As if we need another reason to throw some salt on a glass rim, squeeze some limes and pull down that top shelf tequila, today is National Margarita Day!
This is no over-hyped hallmark holiday like the one some may have celebrated last week. No, this is the real thing — a day to celebrate our love of that amazing traditional Mexican cocktail known as the margarita.
In it's simplest form it is perfect — tequila, orange liqueur, and lime — sweet and salty, poured over ice or blended into frozen magic.
Over time, mixology has strayed from the simplicity of that original recipe. Now you can find cherry, peach, strawberry and even kumquat renditions of the cocktail. You can call those margaritas if you want, but I call them boat drinks. The margarita is all about the lime.

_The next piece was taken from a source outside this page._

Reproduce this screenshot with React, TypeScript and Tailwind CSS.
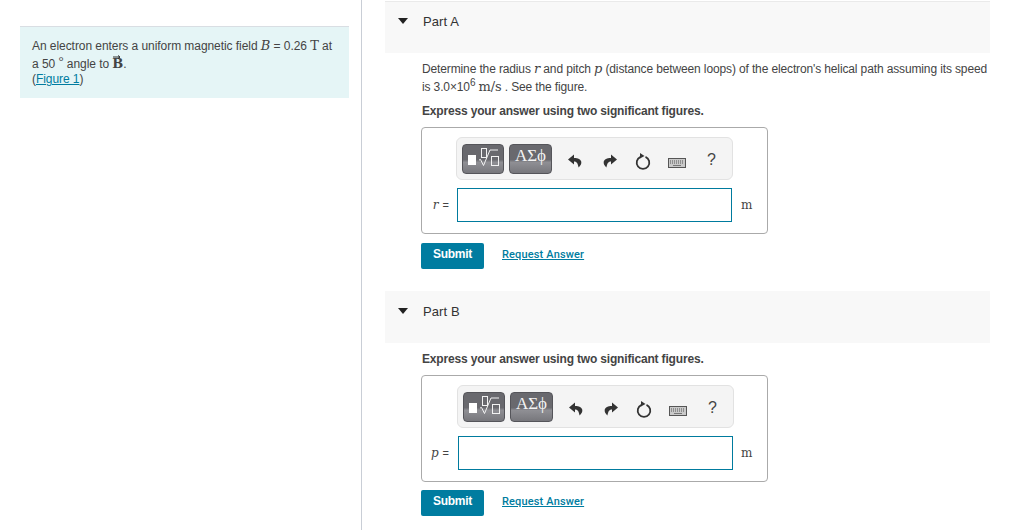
const sans = "font-['Liberation_Sans',Arial,sans-serif]";
const math = "font-['DejaVu_Serif','Liberation_Serif',serif]";
const gradient = "bg-[linear-gradient(#69696e_0,#69696e_52%,#8f8f94_62%,#77777c_100%)]";

function MathText({ children, italic }: { children: React.ReactNode; italic?: boolean }) {
  return <span className={`${math} text-[13px] ${italic ? "italic" : ""}`}>{children}</span>;
}

function PartHeader({ title, className }: { title: string; className: string }) {
  return (
    <div className={`flex h-[52px] w-[605px] items-start border-t bg-[#f8f8f8] pl-[13px] ${className}`}>
      <svg width="10" height="6" viewBox="0 0 10 6" className="mt-[16px] shrink-0">
        <path d="M0 0h10L5 6z" fill="#222" />
      </svg>
      <span className="mt-[11px] ml-[15px] text-[13px] leading-[18px] tracking-[0.1px] text-[#333]">{title}</span>
    </div>
  );
}

function TemplateButtons() {
  return (
    <div className="flex gap-[5px]">
      <div className={`relative h-[30px] w-[42px] overflow-hidden rounded-[4px] border border-[#55555a] ${gradient}`}>
        <div className="absolute top-[10px] left-[5px] h-[10px] w-[8px] bg-white" />
        <svg width="40" height="28" viewBox="0 0 40 28" className="absolute top-0 left-0" fill="none" stroke="#f2f2f2" strokeWidth="1">
          <rect x="18.500" y="3.500" width="5" height="9" />
          <path d="M16 15l1.500-.5 3 6 6.500-15.500h8" />
          <rect x="28.500" y="11.500" width="7" height="9" />
        </svg>
      </div>
      <div className={`flex h-[30px] w-[43px] items-start justify-center rounded-[4px] border border-[#55555a] ${gradient} pt-[1px] font-['Liberation_Serif',serif] text-[17px] leading-[20px] text-[#f4f4f4]`}>
        ΑΣϕ
      </div>
    </div>
  );
}

function ToolIcons() {
  return (
    <div className="mt-[5px] flex items-center">
      {/* undo */}
      <svg width="14" height="14" viewBox="0 0 14 14" className="ml-[16px]" fill="#333">
        <path d="M6 0.500L0 5.500 6 10.500V7.500c2.400 0 3.800 1.500 4.600 6 2-1.800 3-3.700 2.700-5.700C12.900 5 9.500 3.800 6 3.900z" />
      </svg>
      {/* redo */}
      <svg width="14" height="14" viewBox="0 0 14 14" className="ml-[21px]" fill="#333">
        <path d="M8 0.500l6 5-6 5V7.500c-2.400 0-3.800 1.500-4.600 6-2-1.800-3-3.700-2.700-5.700C1.100 5 4.500 3.800 8 3.900z" />
      </svg>
      {/* reset */}
      <svg width="16" height="17" viewBox="0 0 16 17" className="ml-[18px]" fill="none" stroke="#333" strokeWidth="1.800">
        <path d="M5.500 3.800a6.300 6.300 0 1 0 5 0" />
        <path d="M5 0l4.500 3L5 5.500z" fill="#333" stroke="none" />
      </svg>
      {/* keyboard */}
      <svg width="18" height="10" viewBox="0 0 18 10" className="mt-[3px] ml-[17px]">
        <rect x="0.500" y="0.500" width="17" height="9" fill="#c9c9c9" stroke="#555" />
        <path d="M2 3h14M2 5h14" stroke="#555" strokeWidth="1" strokeDasharray="1 1" />
        <path d="M5 7.500h8" stroke="#777" strokeWidth="1" />
      </svg>
      <span className="-mt-[2px] ml-[21px] text-[16px] leading-[16px] text-[#444]">?</span>
    </div>
  );
}

function Question({ label, toolbarShift, inputShift }: { label: string; toolbarShift: string; inputShift: string }) {
  return (
    <div className="relative h-[107px] w-[347px] rounded-[4px] border border-[#aaa] bg-white">
      <div className={`mt-[9px] flex h-[43px] w-[277px] items-center rounded-[6px] border border-[#e2e2e2] bg-[#f4f4f4] pl-[5px] ${toolbarShift}`}>
        <TemplateButtons />
        <ToolIcons />
      </div>
      <div className={`mt-[8px] h-[34px] w-[275px] border border-[#007b9e] bg-white ${inputShift}`} />
      <span className="absolute top-[70px] left-[9px] flex w-[18px] justify-end gap-[4px] text-[11px] leading-[14px] text-[#444]">
        <span className={`${math} text-[12px] italic`}>{label}</span>=
      </span>
      <span className={`${math} absolute top-[70px] left-[319px] text-[12px] leading-[14px] text-[#444]`}>m</span>
    </div>
  );
}

function SubmitRow() {
  return (
    <div className="flex items-center">
      <button className="h-[26px] w-[63px] rounded-[2px] bg-[#007ca0] pb-[4px] text-[12px] font-bold tracking-[-0.3px] text-white">Submit</button>
      <a className="ml-[18px] -mt-[2px] font-['Roboto',sans-serif] text-[11px] font-medium tracking-[0.15px] text-[#007ca0] underline">Request Answer</a>
    </div>
  );
}

export default function App() {
  return (
    <div className={`flex h-[530px] w-[1011px] overflow-hidden bg-white text-[12px] text-[#444] ${sans}`}>
      <div className="h-full w-[362px] shrink-0 border-r border-[#c9ced6] pt-[26px] pl-[20px]">
        <div className="h-[72px] w-[329px] border-t border-[#d9dee3] bg-[#e5f5f6] px-[12px] pt-[10px] leading-[17px] tracking-[-0.06px]">
          <p className="whitespace-nowrap">
            An electron enters a uniform magnetic field <MathText italic>B</MathText> = 0.26 <MathText>T</MathText> at
          </p>
          <p>
            a 50 <span className="relative -top-[3px] font-['Liberation_Serif',serif] text-[13px]">°</span> angle to{" "}
            <span className={`${math} relative inline-block text-[13px] font-bold`}>
              B
              <svg width="8" height="4" viewBox="0 0 8 4" className="absolute top-0 left-[1px]" fill="none" stroke="#333">
                <path d="M0 2h7M5 0.500l2 1.500-2 1.500" />
              </svg>
            </span>
            .
          </p>
          <p className="-mt-[2px]">
            (<a className="text-[#007ca0] underline">Figure 1</a>)
          </p>
        </div>
      </div>
      <div className="w-[605px] pt-px pl-[23px]">
        <PartHeader title="Part A" className="border-[#eaeaea]" />
        <div className="pl-[36px]">
          <div className="pl-px tracking-[-0.13px]">
            <p className="mt-[7px] whitespace-nowrap leading-[18px]">
              Determine the radius <MathText italic>r</MathText> and pitch <MathText italic>p</MathText> (distance between loops) of the electron's helical path assuming its speed
            </p>
            <p className="leading-[18px]">
              is 3.0×10<sup className="text-[10px]">6</sup> <MathText>m/s</MathText> . See the figure.
            </p>
          </div>
          <p className="mt-[6px] mb-[7px] pl-px leading-[18px] font-bold tracking-[-0.17px]">Express your answer using two significant figures.</p>
          <Question label="r" toolbarShift="ml-[34px]" inputShift="ml-[35px]" />
          <div className="mt-[9px]">
            <SubmitRow />
          </div>
        </div>
        <PartHeader title="Part B" className="mt-[22px] border-transparent" />
        <div className="pl-[36px]">
          <p className="mt-[7px] mb-[7px] pl-px leading-[18px] font-bold tracking-[-0.17px]">Express your answer using two significant figures.</p>
          <Question label="p" toolbarShift="ml-[35px]" inputShift="ml-[36px]" />
          <div className="mt-[8px]">
            <SubmitRow />
          </div>
        </div>
      </div>
    </div>
  );
}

For those who drink with little concern for history, here's the scoop on where our beloved cocktail originated — from none other than the Smithsonian Magazine — and of course, a Texan is involved:
As with so many popular things, more than one person has claimed to have invented the margarita. One of the most prevalent stories is that Carlos “Danny” Herrera developed the drink at his Tijuana-area restaurant, Rancho La Gloria, around 1938. As the legend goes, Herrera dreamed up the cocktail for one of his customers, an aspiring actress named Marjorie King who was allergic to all hard alcohol other than tequila. To make the liquor more palatable to his fussy client, he combined the elements of a traditional tequila shot—a lick of salt and a wedge of lime—and turned them into a refreshing drink.
Another top contender for the inventor title is Margarita Sames, a wealthy Dallas socialite who claimed she whipped up the drink for friends at her Acapulco vacation home in 1948. Among her well-connected guests was Tommy Hilton, who eventually added the drink to the bar menu at his hotel chain.
According to The Complete Book of Spirits by Anthony Dias Blue, though, the first importer of Jose Cuervo in the United States advertised with the tagline, “Margarita: it’s more than a girl’s name,” in 1945, three years before Sames claimed to have invented the drink."
In case you were wondering, the frozen margarita machine was invented in 1971 by, who else, a Texan — Dallas restaurateur Mariano Martinez.
Just six years after that invention, Jimmy Buffett put the margarita into legend with his iconic "Margaritaville" and the rest, well, they are just a drink, a margarita will change your attitude all day.
Enjoy! And from all of us at CultureMap, happy National Margarita Day!